Si bien que, le moment de passer à la rédaction venu, ça se fait pour ainsi dire tout seul ! J’écris alors quasiment en non-stop, de façon très dense, très concentrée, sur une courte période. Je ne vois personne (mon compagnon mis à part), je ne mets pas le nez dehors, rien ! Je me consacre à 100% à l’écriture du roman. Jusqu’au point final. Une transe, pour ainsi dire !^^

Ensuite, bien sûr, il y aura les relectures, le travail éditorial… Ca, je me permets de l’étaler dans le temps, de laisser le manuscrit reposer plusieurs mois avant de le reprendre… Mais j’y apporte en général très peu de changements : l’essentiel du travail, à ce stade, c’est de détecter les coquilles. Je dirais que je garde mon manuscrit d’origine à 98% ^^

Y’a-t-il des périodes, des lieux plus propices pour l’écriture ?

Les périodes, je me les aménage moi-même : il faut que j’aie accumulé assez d’idées, de recherches et de vocabulaire et, surtout, que ce soit une période sans corvées administratives, sans pépins techniques, que mon mental soit libéré et que je puisse me consacrer sans interruption au processus d’écriture. Je me réserve donc mentalement souvent une période de 15 jours – 3 semaines (donc avec un peu de marge, au cas où…) très en amont, je me dis « à telle date (propice), je m’enferme et je commence mon roman », et je m’arrange pour m’être débarrassée de tout ce qui pourrait être déplaisant ou contrariant, du contrôle technique de la voiture à ma déclaration trimestrielle de revenus, avant cette période, qui doit être « sacrée », intouchable !^^

J’écris chez moi ou chez mon compagnon ; dans les deux cas, il a la merveilleuse gentillesse de s’occuper des courses et des repas pendant toute ma période d’écriture… que je puisse me consacrer à 100% à mon bonheur et à la création, sans me soucier du matériel, du quotidien, des tâches diverses et variées !

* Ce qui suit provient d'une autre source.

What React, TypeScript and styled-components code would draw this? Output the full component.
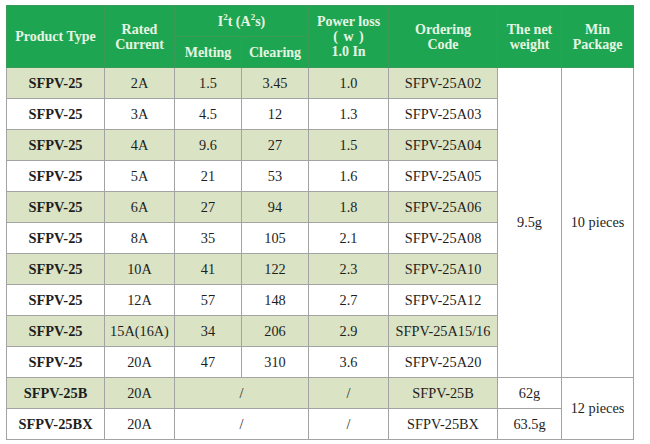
import React from "react"
import styled, { createGlobalStyle } from "styled-components"

const GlobalStyle = createGlobalStyle`
  html, body {
    margin: 0;
    padding: 0;
    background: #ffffff;
  }
  body {
    font-family: "Liberation Serif", "Times New Roman", serif;
  }
`

const Page = styled.div`
  padding: 5px 0 0 6px;
`

const Table = styled.table`
  border-collapse: collapse;
  table-layout: fixed;
  width: 627px;
  font-family: "Liberation Serif", "Times New Roman", serif;
  font-size: 14.3px;
  color: #1e1e1e;
`

const HeadCell = styled.th`
  background-color: #1ea552;
  color: #e6f5e2;
  font-weight: 700;
  font-size: 14px;
  line-height: 15px;
  text-align: center;
  vertical-align: middle;
  border: 1px solid #3a9a58;
  padding: 0 2px;
  height: 30px;
`

const Sup = styled.sup`
  font-size: 9px;
  line-height: 0;
`

const Unit = styled.span`
  display: inline-block;
  height: 15px;
  line-height: 15px;
  vertical-align: top;
  word-spacing: 2px;
`

const Cell = styled.td<{ $tint?: boolean; $bold?: boolean }>`
  background-color: ${(p) => (p.$tint ? "#dae3c4" : "#ffffff")};
  font-weight: ${(p) => (p.$bold ? 700 : 400)};
  font-size: ${(p) => (p.$bold ? "14.4px" : "14.3px")};
  text-align: center;
  vertical-align: middle;
  border: 1px solid #a3a3a3;
  height: 30px;
  padding: 0;
  white-space: nowrap;
`

type Row = {
  type: string
  current: string
  melting: string
  clearing: string
  loss: string
  code: string
}

const rows: Row[] = [
  { type: "SFPV-25", current: "2A", melting: "1.5", clearing: "3.45", loss: "1.0", code: "SFPV-25A02" },
  { type: "SFPV-25", current: "3A", melting: "4.5", clearing: "12", loss: "1.3", code: "SFPV-25A03" },
  { type: "SFPV-25", current: "4A", melting: "9.6", clearing: "27", loss: "1.5", code: "SFPV-25A04" },
  { type: "SFPV-25", current: "5A", melting: "21", clearing: "53", loss: "1.6", code: "SFPV-25A05" },
  { type: "SFPV-25", current: "6A", melting: "27", clearing: "94", loss: "1.8", code: "SFPV-25A06" },
  { type: "SFPV-25", current: "8A", melting: "35", clearing: "105", loss: "2.1", code: "SFPV-25A08" },
  { type: "SFPV-25", current: "10A", melting: "41", clearing: "122", loss: "2.3", code: "SFPV-25A10" },
  { type: "SFPV-25", current: "12A", melting: "57", clearing: "148", loss: "2.7", code: "SFPV-25A12" },
  { type: "SFPV-25", current: "15A(16A)", melting: "34", clearing: "206", loss: "2.9", code: "SFPV-25A15/16" },
  { type: "SFPV-25", current: "20A", melting: "47", clearing: "310", loss: "3.6", code: "SFPV-25A20" },
]

const widths = [98, 70, 67, 67, 80, 109, 64, 72]

export default function App() {
  return (
    <Page>
      <GlobalStyle />
      <Table>
        <colgroup>
          {widths.map((w, i) => (
            <col key={i} style={{ width: w }} />
          ))}
        </colgroup>
        <thead>
          <tr>
            <HeadCell rowSpan={2}>Product Type</HeadCell>
            <HeadCell rowSpan={2}>
              Rated
              <br />
              Current
            </HeadCell>
            <HeadCell colSpan={2}>
              I<Sup>2</Sup>t (A<Sup>2</Sup>s)
            </HeadCell>
            <HeadCell rowSpan={2}>
              Power loss
              <br />
              <Unit>( w )</Unit>
              <br />
              1.0 In
            </HeadCell>
            <HeadCell rowSpan={2}>
              Ordering
              <br />
              Code
            </HeadCell>
            <HeadCell rowSpan={2}>
              The net
              <br />
              weight
            </HeadCell>
            <HeadCell rowSpan={2}>
              Min
              <br />
              Package
            </HeadCell>
          </tr>
          <tr>
            <HeadCell>Melting</HeadCell>
            <HeadCell>Clearing</HeadCell>
          </tr>
        </thead>
        <tbody>
          {rows.map((r, i) => {
            const tint = i % 2 === 0
            return (
              <tr key={i}>
                <Cell $tint={tint} $bold>{r.type}</Cell>
                <Cell $tint={tint}>{r.current}</Cell>
                <Cell $tint={tint}>{r.melting}</Cell>
                <Cell $tint={tint}>{r.clearing}</Cell>
                <Cell $tint={tint}>{r.loss}</Cell>
                <Cell $tint={tint}>{r.code}</Cell>
                {i === 0 && (
                  <>
                    <Cell rowSpan={10}>9.5g</Cell>
                    <Cell rowSpan={10}>10 pieces</Cell>
                  </>
                )}
              </tr>
            )
          })}
          <tr>
            <Cell $tint $bold>SFPV-25B</Cell>
            <Cell $tint>20A</Cell>
            <Cell $tint colSpan={2}>/</Cell>
            <Cell $tint>/</Cell>
            <Cell $tint>SFPV-25B</Cell>
            <Cell>62g</Cell>
            <Cell rowSpan={2}>12 pieces</Cell>
          </tr>
          <tr>
            <Cell $bold>SFPV-25BX</Cell>
            <Cell>20A</Cell>
            <Cell colSpan={2}>/</Cell>
            <Cell>/</Cell>
            <Cell>SFPV-25BX</Cell>
            <Cell>63.5g</Cell>
          </tr>
        </tbody>
      </Table>
    </Page>
  )
}
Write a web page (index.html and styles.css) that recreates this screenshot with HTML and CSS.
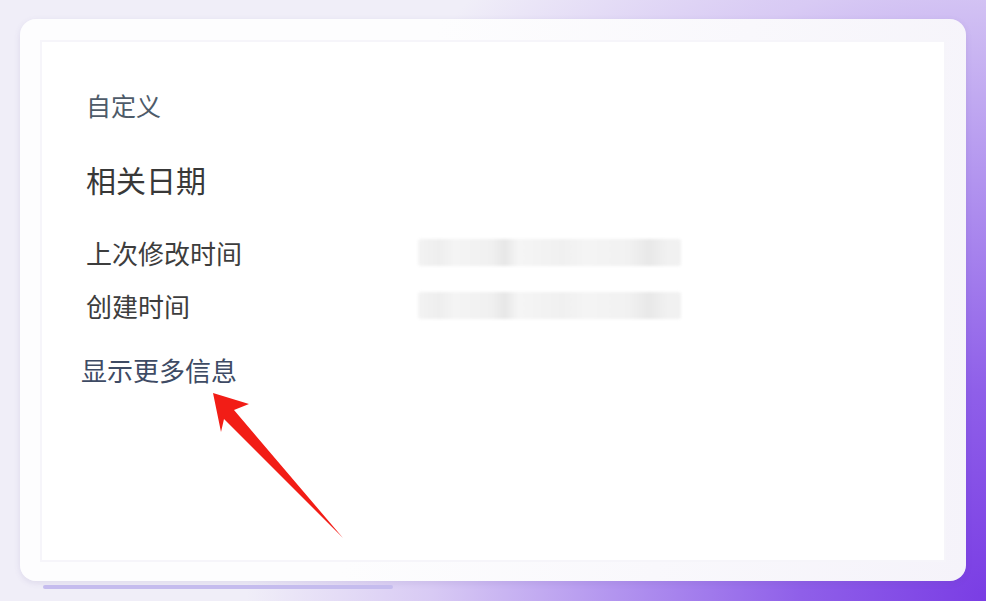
FILE: index.html
```html
<!DOCTYPE html>
<html lang="zh-CN">
<head>
<meta charset="utf-8">
<title>相关日期</title>
<link rel="stylesheet" href="styles.css">
</head>
<body>
	<div class="card">
		<div class="panel">
			<div class="custom">自定义</div>
			<div class="heading">相关日期</div>
			<div class="rows">
				<div class="row">
					<span class="label">上次修改时间</span>
					<span class="blur"></span>
				</div>
				<div class="row">
					<span class="label">创建时间</span>
					<span class="blur"></span>
				</div>
			</div>
			<div class="more">显示更多信息</div>
		</div>
	</div>
	<div class="scrollbar"></div>
	<svg class="arrow" width="986" height="601" viewBox="0 0 986 601">
		<polygon points="213,393 249,404 234,410 343,538 224,419 221,432" fill="#f21d16"/>
	</svg>
</body>
</html>
```
FILE: styles.css
```css
html, body {
	margin: 0;
	height: 100%;
}

body {
	position: relative;
	overflow: hidden;
	padding: 19px 20px 0;
	box-sizing: border-box;
	font-family: "Noto Sans CJK SC", "Noto Sans", sans-serif;
	background:
		radial-gradient(ellipse 75% 140% at 100% 100%, #7a3de4 0%, #8f5fe9 25%, #b294ef 50%, #d8caf4 75%, rgba(239,237,248,0) 100%),
		radial-gradient(ellipse 25% 20% at 100% 0%, #d6c6f4 0%, rgba(239,237,248,0) 100%),
		#f0eef8;
}

.card {
	height: 562px;
	border-radius: 16px;
	padding: 21px 20px 19px;
	box-sizing: border-box;
	background: linear-gradient(100deg, #fdfdfe 40%, #f5f3fa 100%);
	box-shadow: 0 2px 6px rgba(90, 70, 150, 0.12);
}

.panel {
	height: 100%;
	box-sizing: border-box;
	border: 2px solid #f6f5fa;
	background: #fff;
	padding: 46px 44px 0;
}

.custom {
	font-size: 25px;
	line-height: 34px;
	color: #4e5b69;
}

.heading {
	margin-top: 37px;
	font-size: 30px;
	line-height: 40px;
	color: #383838;
}

.rows {
	margin-top: 35px;
	display: flex;
	flex-direction: column;
	gap: 17px;
}

.row {
	display: flex;
	align-items: center;
	height: 36px;
}

.label {
	width: 332px;
	font-size: 26px;
	color: #3d3d3d;
}

.blur {
	width: 263px;
	height: 27px;
	border-radius: 3px;
	filter: blur(1.5px);
	background: linear-gradient(90deg, #f3f3f3 0%, #eeeeee 8%, #f4f4f4 14%, #f0f0f0 28%, #e7e7e7 33%, #f5f5f5 38%, #f0f0f0 55%, #f4f4f4 64%, #f1f1f1 80%, #e8e8e8 88%, #f1f1f1 95%);
}

.more {
	margin-top: 30px;
	margin-left: -5px;
	font-size: 26px;
	line-height: 34px;
	color: #3e4b64;
}

.scrollbar {
	margin: 4px 0 0 23px;
	width: 350px;
	height: 4px;
	border-radius: 2px;
	background: #c5bcee;
}

.arrow {
	position: absolute;
	left: 0;
	top: 0;
	filter: blur(0.6px);
}
```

Tous tes romans sont des romans historiques, tu dois faire beaucoup de recherches, quels sont tes supports pour ta documentation ?

Ah, eh bien j’ai déjà pas mal répondu à cette question sans m’en rendre compte !^^ Reportages, documentaires, atlas, ouvrages de spécialistes, synthèses, articles, blogs, films, romans, musiques… tout est bon pour s’imprégner de l’époque, du lieu, de la culture explorée, des mœurs… Sans compter mes propres voyages !

Ecosse, Danemark, Norvège, Londres… Tes romans, en plus de nous faire voyager dans le temps, nous font voyager tout court. Comment arrives-tu à transposer les lieux d’aujourd’hui en lieux d’hier ?

Oh, pour l’aspect géographique, tout simplement avec beaucoup de recherches, appuyées sur des atlas, des plans, des cartes (y compris historiques), des vues Google maps, des descriptions d’autres ouvrages, l’analyse de décors de films, des documentaires de type Arte etc… Mes nombreux voyages passés comptent aussi, bien sûr, pour les pays que j’ai eu la chance de visiter…

Pour l’aspect historique et la transposition, beaucoup de recherches sur les civilisations de l’époque au sens large, sur les objets du quotidien, l’artisanat, la nourriture, le vêtement, l’outillage, l’architecture, la décoration intérieure, le mobilier…

Enfin, une bonne dose d’imagination pour enrober le tout !^^

Ton premier roman, Pour l’amour d’une Sasunnach ; Jamie Fraser était-il déjà entré dans ta vie lorsque tu l’as écrit ?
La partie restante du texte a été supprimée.